Holding — Gridley, J.
- The Appellate Court of Illinois held that the property rights of the partners in specific partnership property were not subject to attachment or execution in the case of an individual judgment against the partners.
Rule
- The right or interest of partners in specific partnership property is not subject to attachment or execution except on a claim against the partnership.
Reasoning
- The court reasoned that under the Uniform Act relating to Partnerships, the rights of partners in specific partnership property are not subject to execution except on claims against the partnership itself.
- The court noted that the chattel mortgage executed by the partners was valid, at least between the parties, thereby protecting the property from individual claims.
- The judgment obtained by Mitsias was against the Katsiposes individually and did not extend to partnership property.
- Since Karchiunes had already foreclosed on the mortgage and taken possession of the property prior to the levy by Mitsias, the court found that the execution could not prevail over the rights established by the mortgage.
- Therefore, the court reversed the lower court's judgment and directed the release of the levy.
Deep Dive: How the Court Reached Its Decision
Overview of the Case
In Karchiunes v. Mitsias, the Appellate Court of Illinois addressed the issue of whether partnership property could be levied upon in the context of an individual judgment against members of the partnership. The case arose from a partnership formed by Karchiunes and the Katsiposes, who operated a pressing shop together. The partners executed a chattel mortgage on their business property to secure loans made to the partnership. Following the foreclosure of this mortgage and the dissolution of the partnership, a separate judgment was obtained against the Katsiposes individually. The subsequent execution on this judgment led to a levy on the partnership property, prompting Karchiunes to appeal the decision that favored Mitsias, who held the judgment. The appellate court ultimately ruled in favor of Karchiunes, clarifying the protections afforded to partnership property under the law.
Legal Framework
The court's reasoning relied heavily on the Uniform Act relating to Partnerships, particularly sections 24 and 25, which delineated the rights of partners and the treatment of partnership property. According to section 25(c), a partner's right in specific partnership property is not subject to attachment or execution unless it is on a claim against the partnership itself. This legal framework established the principle that individual creditors could not reach partnership assets to satisfy debts owed by individual partners. The court emphasized that the rights of the partners in the specific partnership property were distinct and protected from individual claims, reinforcing that such property could not be seized in the absence of a claim against the partnership as a whole.

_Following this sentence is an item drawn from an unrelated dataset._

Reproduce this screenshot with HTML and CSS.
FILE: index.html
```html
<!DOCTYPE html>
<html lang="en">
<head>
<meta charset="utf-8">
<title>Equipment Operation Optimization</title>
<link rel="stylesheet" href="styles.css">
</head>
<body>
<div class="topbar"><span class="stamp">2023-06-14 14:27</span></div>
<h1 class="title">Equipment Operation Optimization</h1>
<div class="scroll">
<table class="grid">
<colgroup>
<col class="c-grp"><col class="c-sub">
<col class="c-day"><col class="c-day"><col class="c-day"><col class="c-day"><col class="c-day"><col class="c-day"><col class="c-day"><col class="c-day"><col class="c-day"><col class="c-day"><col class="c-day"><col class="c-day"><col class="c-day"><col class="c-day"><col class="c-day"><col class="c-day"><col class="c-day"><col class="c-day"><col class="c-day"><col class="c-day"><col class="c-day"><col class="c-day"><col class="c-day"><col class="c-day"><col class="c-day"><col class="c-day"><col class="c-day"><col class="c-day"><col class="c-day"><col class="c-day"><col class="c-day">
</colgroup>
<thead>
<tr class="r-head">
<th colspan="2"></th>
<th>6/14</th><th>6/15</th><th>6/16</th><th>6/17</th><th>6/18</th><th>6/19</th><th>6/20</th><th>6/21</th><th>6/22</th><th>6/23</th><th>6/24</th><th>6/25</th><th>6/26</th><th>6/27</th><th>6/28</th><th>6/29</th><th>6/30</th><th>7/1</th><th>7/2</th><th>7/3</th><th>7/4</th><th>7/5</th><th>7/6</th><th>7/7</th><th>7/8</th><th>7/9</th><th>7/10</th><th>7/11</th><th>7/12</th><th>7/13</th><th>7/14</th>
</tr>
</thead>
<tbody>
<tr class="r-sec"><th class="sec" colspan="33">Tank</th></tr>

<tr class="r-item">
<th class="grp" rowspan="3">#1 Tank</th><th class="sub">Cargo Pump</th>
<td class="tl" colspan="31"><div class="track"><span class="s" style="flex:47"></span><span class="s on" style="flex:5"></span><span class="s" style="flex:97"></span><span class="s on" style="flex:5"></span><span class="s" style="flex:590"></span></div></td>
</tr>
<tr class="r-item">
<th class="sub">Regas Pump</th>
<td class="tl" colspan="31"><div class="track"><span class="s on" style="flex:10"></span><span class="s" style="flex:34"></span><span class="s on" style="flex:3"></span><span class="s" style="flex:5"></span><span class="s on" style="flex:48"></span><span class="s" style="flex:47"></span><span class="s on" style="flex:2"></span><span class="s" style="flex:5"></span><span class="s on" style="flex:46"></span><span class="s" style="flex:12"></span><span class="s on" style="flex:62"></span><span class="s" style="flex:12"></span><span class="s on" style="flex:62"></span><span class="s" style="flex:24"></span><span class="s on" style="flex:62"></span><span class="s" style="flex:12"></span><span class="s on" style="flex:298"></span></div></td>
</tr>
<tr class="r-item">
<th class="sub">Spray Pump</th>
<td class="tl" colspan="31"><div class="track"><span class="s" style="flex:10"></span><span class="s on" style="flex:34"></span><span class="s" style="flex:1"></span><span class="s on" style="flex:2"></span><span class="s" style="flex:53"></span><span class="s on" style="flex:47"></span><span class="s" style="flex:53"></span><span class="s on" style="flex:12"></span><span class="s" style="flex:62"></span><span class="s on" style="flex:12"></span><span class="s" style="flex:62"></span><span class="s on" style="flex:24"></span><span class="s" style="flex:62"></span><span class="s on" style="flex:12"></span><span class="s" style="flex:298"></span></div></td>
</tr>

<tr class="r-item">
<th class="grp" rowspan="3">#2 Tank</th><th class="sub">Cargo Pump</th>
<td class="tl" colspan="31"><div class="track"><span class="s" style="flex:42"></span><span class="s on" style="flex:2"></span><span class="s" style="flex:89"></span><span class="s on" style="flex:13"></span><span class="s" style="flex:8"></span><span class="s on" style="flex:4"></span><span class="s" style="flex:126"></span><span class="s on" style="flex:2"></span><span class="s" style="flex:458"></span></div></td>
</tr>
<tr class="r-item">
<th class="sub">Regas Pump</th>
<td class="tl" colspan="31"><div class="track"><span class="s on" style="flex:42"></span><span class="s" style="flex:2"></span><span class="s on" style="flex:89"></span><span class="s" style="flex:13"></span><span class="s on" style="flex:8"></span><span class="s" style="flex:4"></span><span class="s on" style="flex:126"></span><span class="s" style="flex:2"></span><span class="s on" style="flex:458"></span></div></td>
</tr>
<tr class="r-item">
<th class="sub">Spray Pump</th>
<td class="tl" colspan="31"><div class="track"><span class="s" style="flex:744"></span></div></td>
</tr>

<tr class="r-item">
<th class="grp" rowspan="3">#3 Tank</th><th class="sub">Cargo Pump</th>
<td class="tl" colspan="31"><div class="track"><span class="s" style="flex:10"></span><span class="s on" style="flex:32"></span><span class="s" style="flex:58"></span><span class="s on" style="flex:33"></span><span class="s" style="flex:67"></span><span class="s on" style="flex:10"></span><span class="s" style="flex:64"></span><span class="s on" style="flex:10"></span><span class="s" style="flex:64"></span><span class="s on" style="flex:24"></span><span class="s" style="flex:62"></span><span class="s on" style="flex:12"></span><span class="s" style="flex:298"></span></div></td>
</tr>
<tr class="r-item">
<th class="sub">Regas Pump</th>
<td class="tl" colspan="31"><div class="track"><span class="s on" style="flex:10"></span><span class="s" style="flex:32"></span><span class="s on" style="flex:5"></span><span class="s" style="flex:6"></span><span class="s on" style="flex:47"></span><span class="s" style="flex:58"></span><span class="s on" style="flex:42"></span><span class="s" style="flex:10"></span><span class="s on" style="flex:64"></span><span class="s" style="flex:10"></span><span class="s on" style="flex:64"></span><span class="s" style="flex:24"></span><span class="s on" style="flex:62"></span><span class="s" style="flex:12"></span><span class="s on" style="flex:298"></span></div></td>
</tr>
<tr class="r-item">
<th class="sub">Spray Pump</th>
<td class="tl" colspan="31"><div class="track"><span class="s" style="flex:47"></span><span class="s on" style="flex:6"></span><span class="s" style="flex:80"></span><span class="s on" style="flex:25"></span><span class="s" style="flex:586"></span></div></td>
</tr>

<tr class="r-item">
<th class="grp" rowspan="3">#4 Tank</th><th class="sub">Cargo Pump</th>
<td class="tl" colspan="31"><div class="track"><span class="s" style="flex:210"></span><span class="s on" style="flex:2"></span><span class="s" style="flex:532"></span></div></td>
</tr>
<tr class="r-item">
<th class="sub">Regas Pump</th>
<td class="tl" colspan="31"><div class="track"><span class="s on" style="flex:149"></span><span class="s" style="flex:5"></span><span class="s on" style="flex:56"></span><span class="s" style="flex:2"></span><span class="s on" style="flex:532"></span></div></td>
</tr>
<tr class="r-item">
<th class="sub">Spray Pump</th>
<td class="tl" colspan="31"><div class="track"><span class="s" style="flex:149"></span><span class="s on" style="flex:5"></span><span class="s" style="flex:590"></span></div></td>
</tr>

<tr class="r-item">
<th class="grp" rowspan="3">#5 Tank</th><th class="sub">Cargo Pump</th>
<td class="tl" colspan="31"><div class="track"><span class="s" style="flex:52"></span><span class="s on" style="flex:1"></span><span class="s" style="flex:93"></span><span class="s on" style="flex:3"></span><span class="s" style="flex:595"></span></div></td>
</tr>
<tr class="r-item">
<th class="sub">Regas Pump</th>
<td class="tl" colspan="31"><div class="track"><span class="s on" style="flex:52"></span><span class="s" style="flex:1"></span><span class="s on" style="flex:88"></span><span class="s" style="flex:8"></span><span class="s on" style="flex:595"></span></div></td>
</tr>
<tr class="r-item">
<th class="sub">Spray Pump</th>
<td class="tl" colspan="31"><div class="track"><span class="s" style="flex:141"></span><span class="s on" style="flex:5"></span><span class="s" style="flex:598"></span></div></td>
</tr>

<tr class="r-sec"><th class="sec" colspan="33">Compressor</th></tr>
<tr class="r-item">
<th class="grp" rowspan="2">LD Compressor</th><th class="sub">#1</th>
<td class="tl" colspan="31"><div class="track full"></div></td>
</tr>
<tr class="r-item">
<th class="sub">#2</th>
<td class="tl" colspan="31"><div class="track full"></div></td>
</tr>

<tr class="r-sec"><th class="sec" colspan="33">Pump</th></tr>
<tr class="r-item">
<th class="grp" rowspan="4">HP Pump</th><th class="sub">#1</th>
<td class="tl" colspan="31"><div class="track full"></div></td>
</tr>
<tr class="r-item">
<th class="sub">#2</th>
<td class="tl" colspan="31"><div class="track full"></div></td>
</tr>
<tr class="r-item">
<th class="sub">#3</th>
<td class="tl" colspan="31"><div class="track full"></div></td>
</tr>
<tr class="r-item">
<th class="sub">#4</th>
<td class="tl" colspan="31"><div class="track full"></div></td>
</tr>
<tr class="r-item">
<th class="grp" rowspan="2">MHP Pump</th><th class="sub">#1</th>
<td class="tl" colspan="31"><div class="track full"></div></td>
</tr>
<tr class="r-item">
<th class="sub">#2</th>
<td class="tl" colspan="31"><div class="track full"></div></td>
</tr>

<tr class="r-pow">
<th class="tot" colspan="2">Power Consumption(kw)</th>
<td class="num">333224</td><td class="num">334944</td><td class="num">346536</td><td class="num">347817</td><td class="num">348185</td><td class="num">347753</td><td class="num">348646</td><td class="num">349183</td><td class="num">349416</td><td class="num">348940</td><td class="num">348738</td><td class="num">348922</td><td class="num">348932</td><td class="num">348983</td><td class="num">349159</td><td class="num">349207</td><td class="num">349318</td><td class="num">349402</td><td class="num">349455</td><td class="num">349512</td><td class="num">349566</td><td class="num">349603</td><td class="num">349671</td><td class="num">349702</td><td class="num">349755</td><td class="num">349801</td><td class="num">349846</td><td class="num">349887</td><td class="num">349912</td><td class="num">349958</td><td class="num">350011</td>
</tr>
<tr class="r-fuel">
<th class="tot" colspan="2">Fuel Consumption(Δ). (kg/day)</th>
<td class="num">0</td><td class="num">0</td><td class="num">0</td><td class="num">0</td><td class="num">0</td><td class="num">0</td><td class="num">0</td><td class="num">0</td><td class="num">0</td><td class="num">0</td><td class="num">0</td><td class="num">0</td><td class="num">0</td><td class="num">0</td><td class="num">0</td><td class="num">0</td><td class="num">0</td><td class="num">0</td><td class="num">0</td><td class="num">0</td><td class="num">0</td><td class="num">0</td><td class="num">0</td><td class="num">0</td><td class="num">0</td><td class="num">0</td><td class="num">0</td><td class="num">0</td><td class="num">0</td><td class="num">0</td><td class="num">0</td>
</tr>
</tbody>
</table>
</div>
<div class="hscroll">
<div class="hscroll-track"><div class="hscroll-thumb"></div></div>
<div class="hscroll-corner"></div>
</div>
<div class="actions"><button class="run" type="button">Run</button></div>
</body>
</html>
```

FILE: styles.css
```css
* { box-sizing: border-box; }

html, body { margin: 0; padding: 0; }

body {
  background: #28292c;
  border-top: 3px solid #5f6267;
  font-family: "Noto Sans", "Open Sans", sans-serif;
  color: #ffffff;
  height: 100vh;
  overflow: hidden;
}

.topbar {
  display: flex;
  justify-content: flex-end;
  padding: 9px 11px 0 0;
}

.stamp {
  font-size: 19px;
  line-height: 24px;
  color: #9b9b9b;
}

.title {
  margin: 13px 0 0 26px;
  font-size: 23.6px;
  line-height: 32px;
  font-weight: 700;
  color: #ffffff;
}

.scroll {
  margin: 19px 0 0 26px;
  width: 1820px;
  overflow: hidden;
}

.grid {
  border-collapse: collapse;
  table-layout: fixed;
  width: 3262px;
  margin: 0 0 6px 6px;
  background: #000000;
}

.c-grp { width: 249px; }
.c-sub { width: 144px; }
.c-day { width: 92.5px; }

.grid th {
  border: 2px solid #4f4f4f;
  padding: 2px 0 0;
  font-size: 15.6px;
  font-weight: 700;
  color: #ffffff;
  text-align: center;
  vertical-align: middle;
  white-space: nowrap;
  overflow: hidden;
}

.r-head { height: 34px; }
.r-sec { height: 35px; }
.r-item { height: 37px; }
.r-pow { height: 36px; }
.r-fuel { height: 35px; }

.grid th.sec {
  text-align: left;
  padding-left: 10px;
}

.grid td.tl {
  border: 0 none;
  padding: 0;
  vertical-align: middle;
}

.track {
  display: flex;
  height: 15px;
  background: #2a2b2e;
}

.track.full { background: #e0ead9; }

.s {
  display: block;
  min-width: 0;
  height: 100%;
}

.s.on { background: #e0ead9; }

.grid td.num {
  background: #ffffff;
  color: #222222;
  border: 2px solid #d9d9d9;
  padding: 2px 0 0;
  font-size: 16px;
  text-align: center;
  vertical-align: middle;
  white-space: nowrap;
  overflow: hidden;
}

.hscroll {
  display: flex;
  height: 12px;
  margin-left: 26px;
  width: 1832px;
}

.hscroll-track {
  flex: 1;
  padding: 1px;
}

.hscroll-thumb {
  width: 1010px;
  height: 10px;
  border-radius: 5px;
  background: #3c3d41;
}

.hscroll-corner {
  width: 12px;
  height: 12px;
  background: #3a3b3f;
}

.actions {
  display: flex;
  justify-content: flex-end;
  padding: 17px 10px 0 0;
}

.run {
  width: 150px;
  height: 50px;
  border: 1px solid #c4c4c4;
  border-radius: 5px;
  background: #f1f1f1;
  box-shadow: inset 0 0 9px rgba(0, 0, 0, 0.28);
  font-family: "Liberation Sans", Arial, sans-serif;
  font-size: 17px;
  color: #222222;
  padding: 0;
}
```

Validity of the Chattel Mortgage
The court also examined the validity of the chattel mortgage that Karchiunes had obtained against the partnership property. Although there was an argument regarding the acknowledgment of the mortgage not complying with procedural requirements for third-party visibility, the court noted that the mortgage was valid at least as between the parties involved. Karchiunes had foreclosed on the mortgage and taken possession of the property before the execution against the Katsiposes was levied. This timeline indicated that Karchiunes had established his ownership rights to the property prior to any claims made by Mitsias, further supporting Karchiunes' position in the case.
Execution Against Partnership Property
The court concluded that the execution issued in favor of Mitsias could not succeed because it aimed to levy the partnership property based on a judgment against the Katsiposes individually. Since the partnership existed at the time of the judgment, the rights of the Katsiposes in the partnership property were protected from individual creditor claims. The court clarified that the property was not liable to execution under individual judgments against the partners and that Mitsias' claim did not extend to the partnership assets that Karchiunes rightfully possessed following the foreclosure. This distinction between individual and partnership liability was central to the court's reasoning.
Conclusion and Judgment
Ultimately, the Appellate Court of Illinois reversed the lower court's judgment and ordered that the levy on the property be released. The court directed that a judgment be entered in favor of Karchiunes for the property in question, affirming his rights as a secured creditor under the chattel mortgage. This decision highlighted the legal protections afforded to partnership property against individual creditor claims, emphasizing the principle that the rights of partners in specific partnership property are safeguarded from execution unless the claim is directly against the partnership itself. The ruling reinforced the importance of understanding the distinct legal identities of partnerships and their partners in matters of liability and asset ownership.